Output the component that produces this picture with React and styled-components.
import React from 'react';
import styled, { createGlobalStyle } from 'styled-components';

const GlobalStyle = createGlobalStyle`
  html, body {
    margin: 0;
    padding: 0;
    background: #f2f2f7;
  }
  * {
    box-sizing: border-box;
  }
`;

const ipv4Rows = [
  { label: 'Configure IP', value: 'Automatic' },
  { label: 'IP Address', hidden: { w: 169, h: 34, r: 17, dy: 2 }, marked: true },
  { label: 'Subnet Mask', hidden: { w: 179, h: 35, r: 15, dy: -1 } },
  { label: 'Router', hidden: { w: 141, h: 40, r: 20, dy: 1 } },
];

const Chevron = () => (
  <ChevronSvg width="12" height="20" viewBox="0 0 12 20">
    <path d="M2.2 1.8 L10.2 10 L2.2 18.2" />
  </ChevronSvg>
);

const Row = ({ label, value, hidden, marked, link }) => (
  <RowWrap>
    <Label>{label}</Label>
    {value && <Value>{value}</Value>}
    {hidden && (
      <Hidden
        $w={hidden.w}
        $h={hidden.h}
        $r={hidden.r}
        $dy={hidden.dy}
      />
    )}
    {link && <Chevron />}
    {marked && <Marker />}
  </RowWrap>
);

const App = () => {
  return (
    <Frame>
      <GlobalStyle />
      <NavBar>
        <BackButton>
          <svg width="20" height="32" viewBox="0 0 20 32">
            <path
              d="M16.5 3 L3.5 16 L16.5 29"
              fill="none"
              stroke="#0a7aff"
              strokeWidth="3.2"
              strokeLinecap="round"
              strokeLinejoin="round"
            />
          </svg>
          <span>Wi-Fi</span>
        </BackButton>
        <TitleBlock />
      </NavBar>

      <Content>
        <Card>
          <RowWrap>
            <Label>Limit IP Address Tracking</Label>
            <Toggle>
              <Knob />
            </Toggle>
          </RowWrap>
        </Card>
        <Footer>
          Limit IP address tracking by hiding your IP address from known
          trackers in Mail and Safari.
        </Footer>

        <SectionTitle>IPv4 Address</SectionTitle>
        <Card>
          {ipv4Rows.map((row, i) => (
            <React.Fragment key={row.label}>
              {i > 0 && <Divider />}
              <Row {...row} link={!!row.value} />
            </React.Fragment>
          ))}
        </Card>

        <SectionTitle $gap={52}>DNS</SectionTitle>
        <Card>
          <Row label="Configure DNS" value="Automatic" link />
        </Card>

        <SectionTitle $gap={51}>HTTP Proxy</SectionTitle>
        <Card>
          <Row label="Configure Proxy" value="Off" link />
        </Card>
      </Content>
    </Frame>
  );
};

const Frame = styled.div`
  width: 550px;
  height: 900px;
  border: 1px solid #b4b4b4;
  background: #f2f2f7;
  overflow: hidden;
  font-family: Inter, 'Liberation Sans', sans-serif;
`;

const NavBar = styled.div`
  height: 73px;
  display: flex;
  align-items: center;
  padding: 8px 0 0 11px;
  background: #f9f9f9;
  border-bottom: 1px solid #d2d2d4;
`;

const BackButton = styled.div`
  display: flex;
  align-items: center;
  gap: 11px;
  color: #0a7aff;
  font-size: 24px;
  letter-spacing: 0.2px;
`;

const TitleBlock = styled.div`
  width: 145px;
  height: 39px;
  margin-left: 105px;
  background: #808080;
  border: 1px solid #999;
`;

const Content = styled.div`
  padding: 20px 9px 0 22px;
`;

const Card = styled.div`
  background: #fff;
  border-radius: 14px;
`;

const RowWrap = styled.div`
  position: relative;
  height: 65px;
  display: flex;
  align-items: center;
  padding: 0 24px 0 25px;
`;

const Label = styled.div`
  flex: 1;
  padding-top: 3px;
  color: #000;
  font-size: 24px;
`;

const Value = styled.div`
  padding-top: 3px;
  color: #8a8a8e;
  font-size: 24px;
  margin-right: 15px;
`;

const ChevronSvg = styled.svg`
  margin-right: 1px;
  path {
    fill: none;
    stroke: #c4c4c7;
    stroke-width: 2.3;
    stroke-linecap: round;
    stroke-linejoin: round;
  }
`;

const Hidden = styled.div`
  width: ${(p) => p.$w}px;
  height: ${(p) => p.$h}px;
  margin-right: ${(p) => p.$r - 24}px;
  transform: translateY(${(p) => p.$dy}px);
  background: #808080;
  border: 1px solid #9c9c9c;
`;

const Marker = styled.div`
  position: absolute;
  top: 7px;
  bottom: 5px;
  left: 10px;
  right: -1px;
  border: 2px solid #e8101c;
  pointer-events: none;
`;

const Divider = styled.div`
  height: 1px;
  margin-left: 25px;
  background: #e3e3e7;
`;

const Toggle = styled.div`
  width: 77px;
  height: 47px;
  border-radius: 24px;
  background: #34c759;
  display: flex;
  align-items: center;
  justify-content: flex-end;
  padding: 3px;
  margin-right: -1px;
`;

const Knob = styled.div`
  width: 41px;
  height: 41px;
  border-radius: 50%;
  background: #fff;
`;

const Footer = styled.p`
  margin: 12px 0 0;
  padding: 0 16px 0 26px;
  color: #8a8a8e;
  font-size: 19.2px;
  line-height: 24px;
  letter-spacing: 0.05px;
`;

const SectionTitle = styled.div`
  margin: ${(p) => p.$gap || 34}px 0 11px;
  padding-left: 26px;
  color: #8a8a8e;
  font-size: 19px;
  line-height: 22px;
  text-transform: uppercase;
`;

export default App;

- - -

WHAT IS NEEDED
Repeat the material in full, exactly as it stands.

THE SOLUTION
Output the component that produces this picture with React and styled-components.
import React from 'react';
import styled, { createGlobalStyle } from 'styled-components';

const GlobalStyle = createGlobalStyle`
  html, body {
    margin: 0;
    padding: 0;
    background: #f2f2f7;
  }
  * {
    box-sizing: border-box;
  }
`;

const ipv4Rows = [
  { label: 'Configure IP', value: 'Automatic' },
  { label: 'IP Address', hidden: { w: 169, h: 34, r: 17, dy: 2 }, marked: true },
  { label: 'Subnet Mask', hidden: { w: 179, h: 35, r: 15, dy: -1 } },
  { label: 'Router', hidden: { w: 141, h: 40, r: 20, dy: 1 } },
];

const Chevron = () => (
  <ChevronSvg width="12" height="20" viewBox="0 0 12 20">
    <path d="M2.2 1.8 L10.2 10 L2.2 18.2" />
  </ChevronSvg>
);

const Row = ({ label, value, hidden, marked, link }) => (
  <RowWrap>
    <Label>{label}</Label>
    {value && <Value>{value}</Value>}
    {hidden && (
      <Hidden
        $w={hidden.w}
        $h={hidden.h}
        $r={hidden.r}
        $dy={hidden.dy}
      />
    )}
    {link && <Chevron />}
    {marked && <Marker />}
  </RowWrap>
);

const App = () => {
  return (
    <Frame>
      <GlobalStyle />
      <NavBar>
        <BackButton>
          <svg width="20" height="32" viewBox="0 0 20 32">
            <path
              d="M16.5 3 L3.5 16 L16.5 29"
              fill="none"
              stroke="#0a7aff"
              strokeWidth="3.2"
              strokeLinecap="round"
              strokeLinejoin="round"
            />
          </svg>
          <span>Wi-Fi</span>
        </BackButton>
        <TitleBlock />
      </NavBar>

      <Content>
        <Card>
          <RowWrap>
            <Label>Limit IP Address Tracking</Label>
            <Toggle>
              <Knob />
            </Toggle>
          </RowWrap>
        </Card>
        <Footer>
          Limit IP address tracking by hiding your IP address from known
          trackers in Mail and Safari.
        </Footer>

        <SectionTitle>IPv4 Address</SectionTitle>
        <Card>
          {ipv4Rows.map((row, i) => (
            <React.Fragment key={row.label}>
              {i > 0 && <Divider />}
              <Row {...row} link={!!row.value} />
            </React.Fragment>
          ))}
        </Card>

        <SectionTitle $gap={52}>DNS</SectionTitle>
        <Card>
          <Row label="Configure DNS" value="Automatic" link />
        </Card>

        <SectionTitle $gap={51}>HTTP Proxy</SectionTitle>
        <Card>
          <Row label="Configure Proxy" value="Off" link />
        </Card>
      </Content>
    </Frame>
  );
};

const Frame = styled.div`
  width: 550px;
  height: 900px;
  border: 1px solid #b4b4b4;
  background: #f2f2f7;
  overflow: hidden;
  font-family: Inter, 'Liberation Sans', sans-serif;
`;

const NavBar = styled.div`
  height: 73px;
  display: flex;
  align-items: center;
  padding: 8px 0 0 11px;
  background: #f9f9f9;
  border-bottom: 1px solid #d2d2d4;
`;

const BackButton = styled.div`
  display: flex;
  align-items: center;
  gap: 11px;
  color: #0a7aff;
  font-size: 24px;
  letter-spacing: 0.2px;
`;

const TitleBlock = styled.div`
  width: 145px;
  height: 39px;
  margin-left: 105px;
  background: #808080;
  border: 1px solid #999;
`;

const Content = styled.div`
  padding: 20px 9px 0 22px;
`;

const Card = styled.div`
  background: #fff;
  border-radius: 14px;
`;

const RowWrap = styled.div`
  position: relative;
  height: 65px;
  display: flex;
  align-items: center;
  padding: 0 24px 0 25px;
`;

const Label = styled.div`
  flex: 1;
  padding-top: 3px;
  color: #000;
  font-size: 24px;
`;

const Value = styled.div`
  padding-top: 3px;
  color: #8a8a8e;
  font-size: 24px;
  margin-right: 15px;
`;

const ChevronSvg = styled.svg`
  margin-right: 1px;
  path {
    fill: none;
    stroke: #c4c4c7;
    stroke-width: 2.3;
    stroke-linecap: round;
    stroke-linejoin: round;
  }
`;

const Hidden = styled.div`
  width: ${(p) => p.$w}px;
  height: ${(p) => p.$h}px;
  margin-right: ${(p) => p.$r - 24}px;
  transform: translateY(${(p) => p.$dy}px);
  background: #808080;
  border: 1px solid #9c9c9c;
`;

const Marker = styled.div`
  position: absolute;
  top: 7px;
  bottom: 5px;
  left: 10px;
  right: -1px;
  border: 2px solid #e8101c;
  pointer-events: none;
`;

const Divider = styled.div`
  height: 1px;
  margin-left: 25px;
  background: #e3e3e7;
`;

const Toggle = styled.div`
  width: 77px;
  height: 47px;
  border-radius: 24px;
  background: #34c759;
  display: flex;
  align-items: center;
  justify-content: flex-end;
  padding: 3px;
  margin-right: -1px;
`;

const Knob = styled.div`
  width: 41px;
  height: 41px;
  border-radius: 50%;
  background: #fff;
`;

const Footer = styled.p`
  margin: 12px 0 0;
  padding: 0 16px 0 26px;
  color: #8a8a8e;
  font-size: 19.2px;
  line-height: 24px;
  letter-spacing: 0.05px;
`;

const SectionTitle = styled.div`
  margin: ${(p) => p.$gap || 34}px 0 11px;
  padding-left: 26px;
  color: #8a8a8e;
  font-size: 19px;
  line-height: 22px;
  text-transform: uppercase;
`;

export default App;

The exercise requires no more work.